El instante

Escuché hace unos cuantos días a un médico que me pareció en sus cabales afirmar que el noventa por ciento de las enfermedades actuales provienen de la persistencia del estrés. Y aconsejaba este hombre que nos recreásemos en los instantes de belleza, de paz, de alegría que cada jornada nos va proporcionando y que en la mayoría de ocasiones pasan desapercibidos. Esos momentos, fugaces pero importantísimos, serían los que nos descargan de la tensión, del temido estrés.

Yo no sé si esto es cierto o no, aunque tiene visos de verosímil. Pero lo primero que me llama la atención es que una sociedad tan tecnificada, en la que los procesos se hallan mecanizados, sea líder en estrés hasta el punto de provocar que sus miembros enfermen. Sería más lógico pensar en la ansiedad continua de unos tipos que intentan encender el fuego por primera vez, acosados por fieras y sospechando en cada sombra la mirada del leopardo que viene a devorarlos.
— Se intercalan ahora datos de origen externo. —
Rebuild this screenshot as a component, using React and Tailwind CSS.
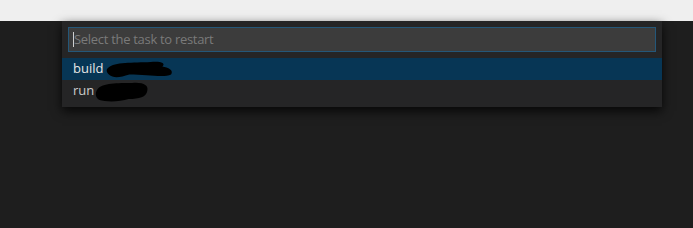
import React from 'react';

const Scribble = ({ className, d }) => (
    <svg className={className} viewBox="0 0 70 20" preserveAspectRatio="none">
        <path d={d} fill="#000" />
    </svg>
);

const Row = ({ label, selected, scribble }) => (
    <div
        className={
            "flex items-center h-[22px] pl-[11px] text-[13px] " +
            (selected ? "bg-[#073655] text-[#e6e6e6]" : "text-[#cccccc]")
        }
    >
        <span>{label}</span>
        {scribble}
    </div>
);

export default function App() {
    return (
        <div className="w-[693px] h-[228px] flex flex-col bg-[#1e1e1e] overflow-hidden" style={{ fontFamily: '"Open Sans", "Noto Sans", sans-serif' }}>
            <div className="h-[21px] bg-[#efefef] shrink-0" />
            <div className="flex-1 pl-[62px]">
                {/* quick pick */}
                <div className="w-[600px] bg-[#252526] pt-[6px] pb-[5px] shadow-[0_4px_10px_rgba(0,0,0,0.8)]">
                    <div className="mx-[6px] h-[25px] border border-[#245779] bg-[#3c3c3c] flex items-center pl-[4px]">
                        <div className="w-px h-[15px] bg-[#cfcfcf]" />
                        <span className="text-[13px] text-[#7a7a7a] tracking-[-0.3px]">Select the task to restart</span>
                    </div>
                    <div className="mt-[6px]">
                        <Row
                            label="build"
                            selected
                            scribble={
                                <Scribble
                                    className="w-[68px] h-[18px] ml-[3px] mt-[2px]"
                                    d="M3 7 C8 1 28 2 46 1 C56 0 62 2 58 6 C64 7 70 10 67 15 C60 19 42 15 24 15 C15 18 8 20 3 15 C0 12 0 9 3 7 Z"
                                />
                            }
                        />
                        <Row
                            label="run"
                            scribble={
                                <Scribble
                                    className="w-[62px] h-[20px] ml-[1px] mt-[1px]"
                                    d="M3 7 C8 1 26 1 42 1 C54 0 61 3 59 9 C58 15 50 17 38 17 C28 20 12 20 5 18 C0 16 0 10 3 7 Z"
                                />
                            }
                        />
                    </div>
                </div>
            </div>
        </div>
    );
}
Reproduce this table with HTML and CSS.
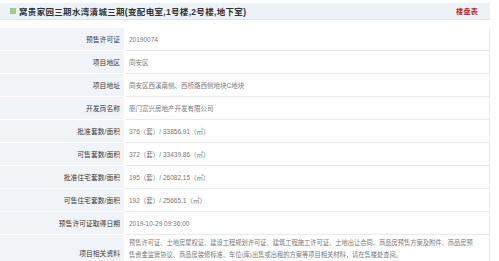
FILE: index.html
```html
<!DOCTYPE html>
<html lang="zh-CN">
<head>
<meta charset="utf-8">
<title>预售许可</title>
<link rel="stylesheet" href="styles.css">
</head>
<body>
<div class="page">
  <div class="header">
    <div class="title"><span class="icon"></span>窝贵家园三期水湾清城三期(变配电室,1号楼,2号楼,地下室)</div>
    <a class="link">楼盘表</a>
  </div>
  <table class="info">
    <tr><th>预售许可证</th><td>20190074</td></tr>
    <tr><th>项目地区</th><td>同安区</td></tr>
    <tr><th>项目地址</th><td>同安区西溪南侧、西桥路西侧地块C地块</td></tr>
    <tr><th>开发商名称</th><td>厦门富兴房地产开发有限公司</td></tr>
    <tr><th>批准套数/面积</th><td>376（套）/ 33856.91（㎡）</td></tr>
    <tr><th>可售套数/面积</th><td>372（套）/ 33439.86（㎡）</td></tr>
    <tr><th>批准住宅套数/面积</th><td>195（套）/ 26082.15（㎡）</td></tr>
    <tr><th>可售住宅套数/面积</th><td>192（套）/ 25665.1（㎡）</td></tr>
    <tr><th>预售许可证取得日期</th><td>2019-10-29 09:36:00</td></tr>
    <tr class="tall"><th>项目相关资料</th><td class="multi">预售许可证、土地房屋权证、建设工程规划许可证、建筑工程施工许可证、土地出让合同、商品房预售方案及附件、商品房预<br>售资金监管协议、商品房装修标准、车位(库)出售或出租的方案等项目相关材料，请在售楼处查阅。</td></tr>
  </table>
</div>
</body>
</html>
```
FILE: styles.css
```css
html, body {
  margin: 0;
  padding: 0;
  background: #ffffff;
}
body {
  font-family: "Liberation Sans", "Noto Sans CJK SC", sans-serif;
}
.page {
  width: 490px;
  padding-top: 3px;
}
.header {
  height: 16px;
  background: #edf2f7;
  border-bottom: 1px solid #dde5ee;
  display: flex;
  align-items: center;
  justify-content: space-between;
  padding: 0 12px 0 10px;
}
.title {
  display: flex;
  align-items: center;
  font-size: 8.5px;
  font-weight: bold;
  color: #333;
  letter-spacing: 0.32px;
}
.icon {
  width: 6px;
  height: 6px;
  background: #9ccd85;
  margin-right: 3px;
}
.link {
  font-size: 7px;
  color: #c0262c;
  font-weight: bold;
  letter-spacing: 0.3px;
}
.info {
  margin-top: 8px;
  width: 490px;
  border-collapse: separate;
  border-spacing: 0;
  table-layout: fixed;
}
.info th {
  width: 120px;
  height: 22px;
  padding: 0 4px 0 0;
  background: #f0f4f9;
  border-bottom: 1px solid #ffffff;
  text-align: right;
  font-weight: normal;
  font-size: 6.8px;
  color: #3a3a3a;
}
.info td {
  height: 22px;
  padding: 0 0 0 3px;
  border-left: 2px solid #ffffff;
  border-bottom: 1px solid #e9e9e9;
  border-right: 1px solid #ececec;
  font-size: 6.5px;
  color: #777;
  white-space: nowrap;
}
.info .tall th,
.info .tall td {
  height: 34px;
}
.info td.multi {
  vertical-align: top;
  font-size: 6.25px;
  line-height: 12px;
  padding-top: 2px;
}
```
O en una Edad Media despiadada sin que nadie pueda alzar la voz ante el implacable señor feudal. O en una jornada laboral eterna en el interior de la fábrica o de la mina o en el campo, donde hasta los niños han de arrimar el hombro. Por otro lado, vete a saber qué hay de cierto en lo que nos han contado de la historia: si nos mienten en lo que estamos viendo directamente, como para creer lo del Medievo, por ejemplo, del que apenas sabemos nada, o lo poco que sabemos corresponde a su etapa final.

Pero vamos a lo de ahora. ¿De dónde proviene el estrés de este tiempo? Cierto que padecemos la presencia de unos políticos enemigos cuya misión es empobrecernos, enfrentarnos y mantenernos asustados. Pero, más allá de las cosas reales que sí que cometen, como puede ser el robo a través de los impuestos o la inflación, cuando desean aterrarnos no tienen más remedio que contar con nuestra colaboración. Si nos angustiamos con las noticias es porque las vemos. Y la solución es sencilla. Click.

Pero no sólo los políticos pretenden mantenernos asustados, parece que son ya todos los actores los que no saben comunicarse más que con la amenaza y el miedo: desde los meteorólogos hasta los que traen la cerveza al bar. No sé cuántas veces he escuchado ya este año que la alergia viene fortísima, que verás tú los alérgicos. O que se avecina algo gordo, que algo terrible está a punto de ocurrirnos. O que con los locos que hay al mando se va a liar la guerra definitiva. Es curioso, porque luego los peligros que sí están ahí no los ven o no los quieren ver: no miran al cielo, no miran a su sangre mancillada o no miran el estado multicultural de ciertos barrios.

Y contra todas esas tribulaciones que nos estresan y nos enferman, según este médico del que hablaba antes, el mejor antídoto sería el instante. Echarte el café y ver a través de la ventana esa fila de coches a la que no perteneces. Ver las gotas de rocío que han quedado encaramadas a las hierbas mientras el perro inaugura la mañana. Que salga el agua caliente de la ducha. El olor del pan. Comprobar que las niñas han entendido las matemáticas. Terminar de trabajar habiéndolo hecho todo. Oler el libro que acaba de llegar. Escribir. Los reclamos de la carne aún con memoria de sí misma. Tumbarse en el sofá después de comer. Tumbarse en la cama por la noche, echándole el cierre al mundo, antes de zarpar hacia los sueños. Despertarse recordando lo soñado, mantener los regalos y los dones recibidos en la noche.

Carajo, nada de eso sale en las noticias ni va a salir nunca. Sea verdad o no lo que dice este señor, no les entregues esos momentos a ellos. No les des ese gusto. Que no te claven impuestos sobre esos instantes. Que no te los roben.